** START RECORD EXCERPTS **

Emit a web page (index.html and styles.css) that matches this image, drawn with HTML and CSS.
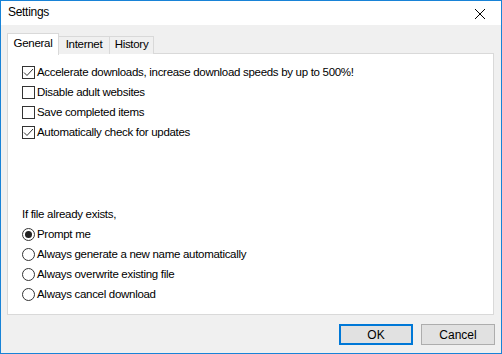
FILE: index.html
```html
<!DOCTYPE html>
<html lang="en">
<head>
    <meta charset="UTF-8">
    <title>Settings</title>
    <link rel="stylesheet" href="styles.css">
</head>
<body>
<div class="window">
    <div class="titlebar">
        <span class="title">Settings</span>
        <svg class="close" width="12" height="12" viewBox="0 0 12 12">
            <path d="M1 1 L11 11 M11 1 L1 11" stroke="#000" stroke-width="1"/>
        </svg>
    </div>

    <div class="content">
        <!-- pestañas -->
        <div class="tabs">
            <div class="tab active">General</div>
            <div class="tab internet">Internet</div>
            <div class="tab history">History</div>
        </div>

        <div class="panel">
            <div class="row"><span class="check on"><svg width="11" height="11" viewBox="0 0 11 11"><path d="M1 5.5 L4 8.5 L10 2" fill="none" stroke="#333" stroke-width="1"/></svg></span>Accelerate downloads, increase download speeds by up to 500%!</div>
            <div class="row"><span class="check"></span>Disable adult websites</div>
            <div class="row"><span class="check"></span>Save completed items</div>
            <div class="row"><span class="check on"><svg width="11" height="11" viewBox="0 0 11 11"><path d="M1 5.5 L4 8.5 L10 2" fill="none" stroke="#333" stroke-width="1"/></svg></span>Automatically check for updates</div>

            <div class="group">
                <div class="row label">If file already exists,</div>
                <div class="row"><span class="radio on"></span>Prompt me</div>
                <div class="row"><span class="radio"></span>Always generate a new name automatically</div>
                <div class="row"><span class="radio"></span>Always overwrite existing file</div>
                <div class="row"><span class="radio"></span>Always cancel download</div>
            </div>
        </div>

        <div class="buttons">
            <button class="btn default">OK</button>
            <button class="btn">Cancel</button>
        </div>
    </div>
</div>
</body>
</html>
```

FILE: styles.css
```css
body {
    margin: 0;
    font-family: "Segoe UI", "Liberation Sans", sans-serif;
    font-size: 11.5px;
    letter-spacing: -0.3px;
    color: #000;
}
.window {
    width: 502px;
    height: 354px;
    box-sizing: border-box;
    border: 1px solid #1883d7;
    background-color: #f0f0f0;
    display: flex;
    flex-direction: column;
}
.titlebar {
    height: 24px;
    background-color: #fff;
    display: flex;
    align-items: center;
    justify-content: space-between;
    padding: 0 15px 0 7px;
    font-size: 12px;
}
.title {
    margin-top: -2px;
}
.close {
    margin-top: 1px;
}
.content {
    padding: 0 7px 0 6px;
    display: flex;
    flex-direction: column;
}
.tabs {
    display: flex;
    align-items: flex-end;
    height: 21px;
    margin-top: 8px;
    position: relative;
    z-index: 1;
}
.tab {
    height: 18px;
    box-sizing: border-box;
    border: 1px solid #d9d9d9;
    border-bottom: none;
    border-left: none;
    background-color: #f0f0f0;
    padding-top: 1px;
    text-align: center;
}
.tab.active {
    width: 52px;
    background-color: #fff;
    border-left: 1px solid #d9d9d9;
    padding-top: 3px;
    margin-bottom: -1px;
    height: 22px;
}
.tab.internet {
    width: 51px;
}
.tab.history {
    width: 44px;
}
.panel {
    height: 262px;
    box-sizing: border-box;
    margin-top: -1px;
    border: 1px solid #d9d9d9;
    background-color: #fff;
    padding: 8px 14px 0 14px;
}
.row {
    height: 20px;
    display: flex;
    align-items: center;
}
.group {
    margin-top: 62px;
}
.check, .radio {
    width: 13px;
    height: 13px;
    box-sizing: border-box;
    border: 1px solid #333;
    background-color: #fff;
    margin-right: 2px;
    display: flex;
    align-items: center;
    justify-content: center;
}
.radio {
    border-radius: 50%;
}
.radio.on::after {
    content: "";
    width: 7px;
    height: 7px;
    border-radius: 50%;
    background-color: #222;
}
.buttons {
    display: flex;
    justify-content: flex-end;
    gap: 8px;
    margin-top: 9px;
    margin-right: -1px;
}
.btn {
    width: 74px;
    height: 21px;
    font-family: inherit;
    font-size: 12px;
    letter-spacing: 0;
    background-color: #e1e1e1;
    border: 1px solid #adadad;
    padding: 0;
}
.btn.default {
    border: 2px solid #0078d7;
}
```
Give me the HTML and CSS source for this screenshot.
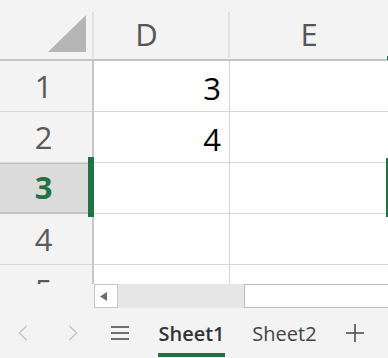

** END RECORD EXCERPTS **

Pictures are to be left out; the records above must be repeated word for word.

RESULT OF THE EXERCISE =
Emit a web page (index.html and styles.css) that matches this image, drawn with HTML and CSS.
FILE: index.html
```html
<!DOCTYPE html>
<html lang="en">
<head>
    <meta charset="UTF-8">
    <title>Settings</title>
    <link rel="stylesheet" href="styles.css">
</head>
<body>
<div class="window">
    <div class="titlebar">
        <span class="title">Settings</span>
        <svg class="close" width="12" height="12" viewBox="0 0 12 12">
            <path d="M1 1 L11 11 M11 1 L1 11" stroke="#000" stroke-width="1"/>
        </svg>
    </div>

    <div class="content">
        <!-- pestañas -->
        <div class="tabs">
            <div class="tab active">General</div>
            <div class="tab internet">Internet</div>
            <div class="tab history">History</div>
        </div>

        <div class="panel">
            <div class="row"><span class="check on"><svg width="11" height="11" viewBox="0 0 11 11"><path d="M1 5.5 L4 8.5 L10 2" fill="none" stroke="#333" stroke-width="1"/></svg></span>Accelerate downloads, increase download speeds by up to 500%!</div>
            <div class="row"><span class="check"></span>Disable adult websites</div>
            <div class="row"><span class="check"></span>Save completed items</div>
            <div class="row"><span class="check on"><svg width="11" height="11" viewBox="0 0 11 11"><path d="M1 5.5 L4 8.5 L10 2" fill="none" stroke="#333" stroke-width="1"/></svg></span>Automatically check for updates</div>

            <div class="group">
                <div class="row label">If file already exists,</div>
                <div class="row"><span class="radio on"></span>Prompt me</div>
                <div class="row"><span class="radio"></span>Always generate a new name automatically</div>
                <div class="row"><span class="radio"></span>Always overwrite existing file</div>
                <div class="row"><span class="radio"></span>Always cancel download</div>
            </div>
        </div>

        <div class="buttons">
            <button class="btn default">OK</button>
            <button class="btn">Cancel</button>
        </div>
    </div>
</div>
</body>
</html>
```

FILE: styles.css
```css
body {
    margin: 0;
    font-family: "Segoe UI", "Liberation Sans", sans-serif;
    font-size: 11.5px;
    letter-spacing: -0.3px;
    color: #000;
}
.window {
    width: 502px;
    height: 354px;
    box-sizing: border-box;
    border: 1px solid #1883d7;
    background-color: #f0f0f0;
    display: flex;
    flex-direction: column;
}
.titlebar {
    height: 24px;
    background-color: #fff;
    display: flex;
    align-items: center;
    justify-content: space-between;
    padding: 0 15px 0 7px;
    font-size: 12px;
}
.title {
    margin-top: -2px;
}
.close {
    margin-top: 1px;
}
.content {
    padding: 0 7px 0 6px;
    display: flex;
    flex-direction: column;
}
.tabs {
    display: flex;
    align-items: flex-end;
    height: 21px;
    margin-top: 8px;
    position: relative;
    z-index: 1;
}
.tab {
    height: 18px;
    box-sizing: border-box;
    border: 1px solid #d9d9d9;
    border-bottom: none;
    border-left: none;
    background-color: #f0f0f0;
    padding-top: 1px;
    text-align: center;
}
.tab.active {
    width: 52px;
    background-color: #fff;
    border-left: 1px solid #d9d9d9;
    padding-top: 3px;
    margin-bottom: -1px;
    height: 22px;
}
.tab.internet {
    width: 51px;
}
.tab.history {
    width: 44px;
}
.panel {
    height: 262px;
    box-sizing: border-box;
    margin-top: -1px;
    border: 1px solid #d9d9d9;
    background-color: #fff;
    padding: 8px 14px 0 14px;
}
.row {
    height: 20px;
    display: flex;
    align-items: center;
}
.group {
    margin-top: 62px;
}
.check, .radio {
    width: 13px;
    height: 13px;
    box-sizing: border-box;
    border: 1px solid #333;
    background-color: #fff;
    margin-right: 2px;
    display: flex;
    align-items: center;
    justify-content: center;
}
.radio {
    border-radius: 50%;
}
.radio.on::after {
    content: "";
    width: 7px;
    height: 7px;
    border-radius: 50%;
    background-color: #222;
}
.buttons {
    display: flex;
    justify-content: flex-end;
    gap: 8px;
    margin-top: 9px;
    margin-right: -1px;
}
.btn {
    width: 74px;
    height: 21px;
    font-family: inherit;
    font-size: 12px;
    letter-spacing: 0;
    background-color: #e1e1e1;
    border: 1px solid #adadad;
    padding: 0;
}
.btn.default {
    border: 2px solid #0078d7;
}
```
Give me the HTML and CSS source for this screenshot.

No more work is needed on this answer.